───── Entries provided ─────
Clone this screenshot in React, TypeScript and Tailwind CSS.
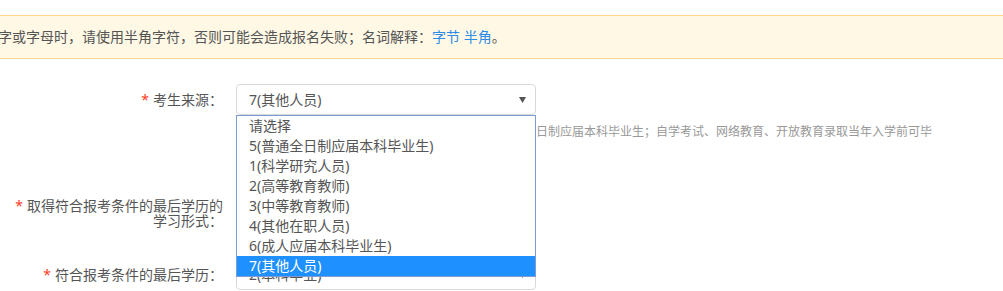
import React from "react";

const options = [
  "请选择",
  "5(普通全日制应届本科毕业生)",
  "1(科学研究人员)",
  "2(高等教育教师)",
  "3(中等教育教师)",
  "4(其他在职人员)",
  "6(成人应届本科毕业生)",
  "7(其他人员)",
];

function Arrow() {
  return (
    <svg width="7" height="6" viewBox="0 0 7 6" className="absolute right-[9px] top-1/2 -translate-y-1/2">
      <polygon points="0,0 7,0 3.5,6" fill="#555" />
    </svg>
  );
}

function Select({ value, children }: { value: string; children?: React.ReactNode }) {
  return (
    <div className="relative w-[300px] h-[31px] rounded-[4px] border border-[#d9d9d9] bg-white">
      <div className="pl-[12px] h-full flex items-center text-[14px] leading-[20px] text-[#555]">{value}</div>
      <Arrow />
      {children}
    </div>
  );
}

function Label({ children }: { children: React.ReactNode }) {
  return (
    <div className="w-[223px] shrink-0 text-right text-[14px] leading-[15px] text-[#555]">{children}</div>
  );
}

function Star() {
  return <span className="text-[#ff3d1f] mr-[4px]">*</span>;
}

export default function App() {
  return (
    <div
      className="w-full h-[291px] overflow-hidden bg-white relative"
      style={{ fontFamily: "'Noto Sans', 'Noto Sans CJK SC', sans-serif" }}
    >
      <div className="pt-[15px]">
        <div className="h-[44px] border-y border-[#fdd88a] bg-[#fef8e5] flex items-center overflow-hidden">
          <div className="ml-[-2px] whitespace-nowrap text-[14px] leading-[20px] text-[#555]">
            字或字母时，请使用半角字符，否则可能会造成报名失败；名词解释：
            <span className="text-[#2d8ce8]">字节</span>
            <span className="text-[#2d8ce8]"> 半角</span>。
          </div>
        </div>
      </div>

      <div className="mt-[25px]">
        <div className="flex items-center">
          <Label>
            <Star />考生来源：
          </Label>
          <div className="ml-[13px]">
            <Select value="7(其他人员)">
              <div className="absolute left-[-1px] top-[30px] w-[300px] border border-[#7b9bd1] bg-white z-10">
                {options.map((o) => (
                  <div
                    key={o}
                    className={
                      o === "7(其他人员)"
                        ? "h-[20px] pl-[12px] flex items-center text-[14px] leading-[20px] bg-[#1e90ff] text-white"
                        : "h-[20px] pl-[12px] flex items-center text-[14px] leading-[20px] text-[#555]"
                    }
                  >
                    {o}
                  </div>
                ))}
              </div>
            </Select>
          </div>
        </div>
        <div className="ml-[236px] mt-[8px] whitespace-nowrap text-[12px] leading-[18px] text-[#999]">
          应届本科毕业生是指：在报考当年九月一日前取得普通全日制应届本科毕业生；自学考试、网络教育、开放教育录取当年入学前可毕
        </div>

        <div className="flex items-center mt-[56px]">
          <Label>
            <Star />取得符合报考条件的最后学历的
            <br />
            学习形式：
          </Label>
          <div className="ml-[13px]">
            <Select value="请选择" />
          </div>
        </div>

        <div className="flex items-center mt-[31px]">
          <Label>
            <Star />符合报考条件的最后学历：
          </Label>
          <div className="ml-[13px]">
            <Select value="2(本科毕业)" />
          </div>
        </div>
      </div>
    </div>
  );
}
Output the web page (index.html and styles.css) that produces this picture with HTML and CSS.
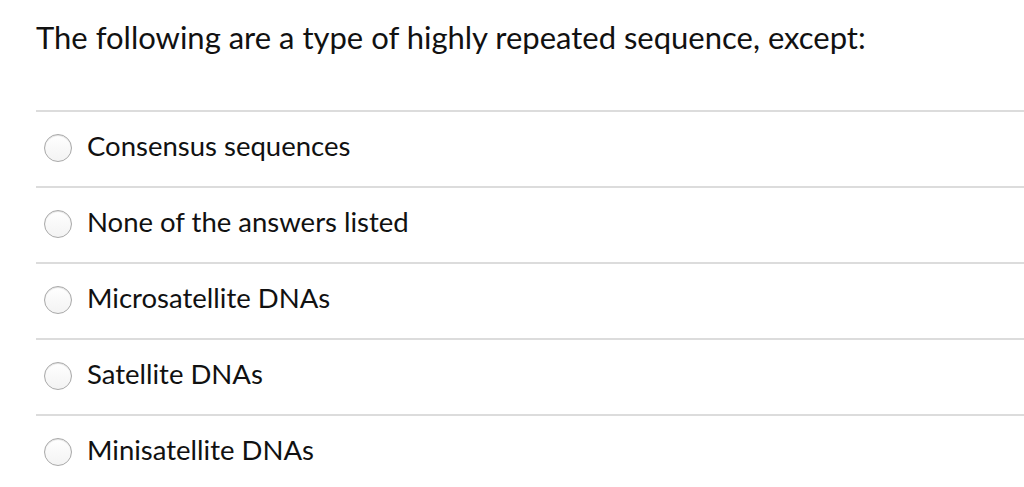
FILE: index.html
```html
<!DOCTYPE html>
<html>
<head>
<meta charset="utf-8">
<link rel="stylesheet" href="styles.css">
</head>
<body>
<div class="question">
  <h1 class="prompt">The following are a type of highly repeated sequence, except:</h1>
  <ul class="answers">
    <li class="answer"><span class="radio"></span><span class="label">Consensus sequences</span></li>
    <li class="answer"><span class="radio"></span><span class="label">None of the answers listed</span></li>
    <li class="answer"><span class="radio"></span><span class="label">Microsatellite DNAs</span></li>
    <li class="answer"><span class="radio"></span><span class="label">Satellite DNAs</span></li>
    <li class="answer"><span class="radio"></span><span class="label">Minisatellite DNAs</span></li>
  </ul>
</div>
</body>
</html>
```
FILE: styles.css
```css
html, body {
  margin: 0;
  padding: 0;
  background: #ffffff;
}
body {
  font-family: Lato, "Open Sans", sans-serif;
  color: #111111;
  overflow: hidden;
}
.question {
  padding-left: 36px;
}
.prompt {
  margin: 0;
  padding-top: 17px;
  height: 110px;
  box-sizing: border-box;
  font-size: 31px;
  font-weight: 400;
  line-height: 40px;
}
.answers {
  list-style: none;
  margin: 0;
  padding: 0;
}
.answer {
  display: flex;
  align-items: center;
  height: 76px;
  box-sizing: border-box;
  border-top: 2px solid #dcdcdc;
  padding-left: 8px;
  padding-bottom: 2px;
}
.radio {
  width: 28px;
  height: 28px;
  box-sizing: border-box;
  border-radius: 50%;
  border: 1px solid #a9a9a9;
  background: linear-gradient(#ffffff, #f3f3f3);
  box-shadow: inset 0 1px 1px rgba(0,0,0,0.12);
  flex: none;
}
.label {
  margin-left: 15px;
  margin-bottom: 4px;
  font-size: 27.5px;
  line-height: 32px;
}
```
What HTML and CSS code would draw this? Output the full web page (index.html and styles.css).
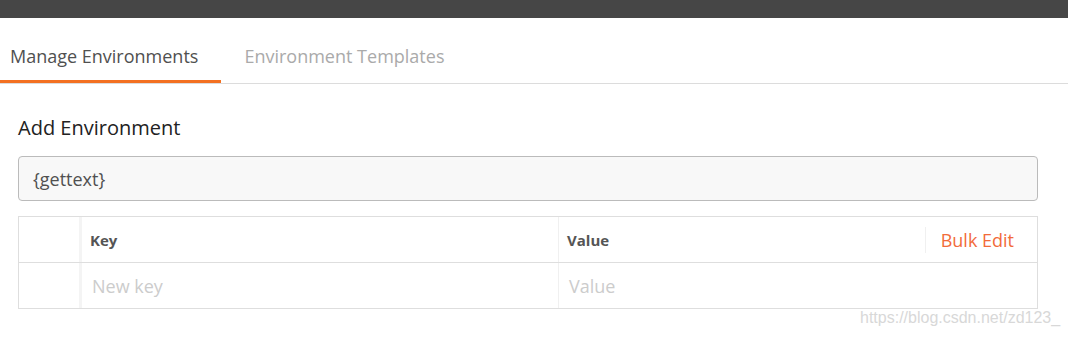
FILE: index.html
```html
<!DOCTYPE html>
<html lang="en">

<head>
    <meta charset="UTF-8">
    <meta name="viewport" content="width=device-width, initial-scale=1.0">
    <title>Manage Environments</title>
    <link rel="stylesheet" href="styles.css">
</head>

<body>
    <div class="topbar"></div>

    <div class="tabs">
        <div class="tab active">Manage Environments</div>
        <div class="tab">Environment Templates</div>
    </div>

    <div class="content">
        <h2 class="title">Add Environment</h2>
        <input class="env-name" type="text" value="{gettext}">

        <div class="vars">
            <div class="row head">
                <div class="cell check"></div>
                <div class="cell key">Key</div>
                <div class="cell value">
                    <span>Value</span>
                    <span class="bulk">Bulk Edit</span>
                </div>
            </div>
            <div class="row">
                <div class="cell check"></div>
                <div class="cell key placeholder">New key</div>
                <div class="cell value placeholder">Value</div>
            </div>
        </div>
    </div>

    <div class="watermark">https://blog.csdn.net/zd123_</div>
</body>

</html>
```

FILE: styles.css
```css
body {
    font-family: "Open Sans", "Noto Sans", sans-serif;
    margin: 0;
    padding: 0;
    background-color: #fff;
    color: #333;
}

.topbar {
    height: 18px;
    background-color: #464646;
}

.tabs {
    display: flex;
    height: 65px;
    border-bottom: 1px solid #dcdcdc;
}

.tab {
    display: flex;
    align-items: center;
    padding: 14px 23px 0 23px;
    font-size: 18px;
    color: #aaa;
    border-bottom: 3px solid transparent;
}

.tab.active {
    padding-left: 10px;
    color: #505050;
    border-bottom-color: #f37021;
}

.content {
    padding: 0 30px 0 18px;
}

.title {
    font-size: 20px;
    font-weight: 400;
    color: #222;
    margin: 30px 0 0;
    line-height: 27px;
}

.env-name {
    display: block;
    box-sizing: border-box;
    width: 100%;
    height: 45px;
    margin-top: 15px;
    padding: 0 14px;
    font-family: inherit;
    font-size: 18px;
    color: #505050;
    background-color: #f8f8f8;
    border: 1px solid #bbb;
    border-radius: 4px;
}

.vars {
    margin-top: 15px;
    border: 1px solid #dedede;
    border-bottom: none;
}

.row {
    display: grid;
    grid-template-columns: 60px 479px 1fr;
    height: 45px;
    border-bottom: 1px solid #dedede;
}

.cell {
    display: flex;
    align-items: center;
    padding-left: 8px;
}

.cell.check {
    padding: 0;
}

.cell.key {
    border-left: 3px solid #f4f4f4;
}

.cell.value {
    border-left: 1px solid #f0f0f0;
    justify-content: space-between;
}

.head .cell {
    font-size: 15px;
    font-weight: 700;
    color: #555;
}

.bulk {
    display: flex;
    align-items: center;
    height: 26px;
    padding: 0 23px 0 15px;
    border-left: 1px solid #f0f0f0;
    font-size: 18px;
    font-weight: 400;
    color: #f26b3a;
}

.placeholder {
    color: #ccc;
    font-size: 18px;
    padding-left: 10px;
}

.cell.value.placeholder {
    padding-left: 10px;
}

.watermark {
    position: absolute;
    left: 860px;
    top: 309px;
    font-family: "Liberation Sans", Arial, sans-serif;
    font-size: 16px;
    color: #d8d8d8;
}
```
─────
*Written exercise:*
Scan the material above. Copy each line where "page" occurs.

*Answer in full:*
Output the web page (index.html and styles.css) that produces this picture with HTML and CSS.
What HTML and CSS code would draw this? Output the full web page (index.html and styles.css).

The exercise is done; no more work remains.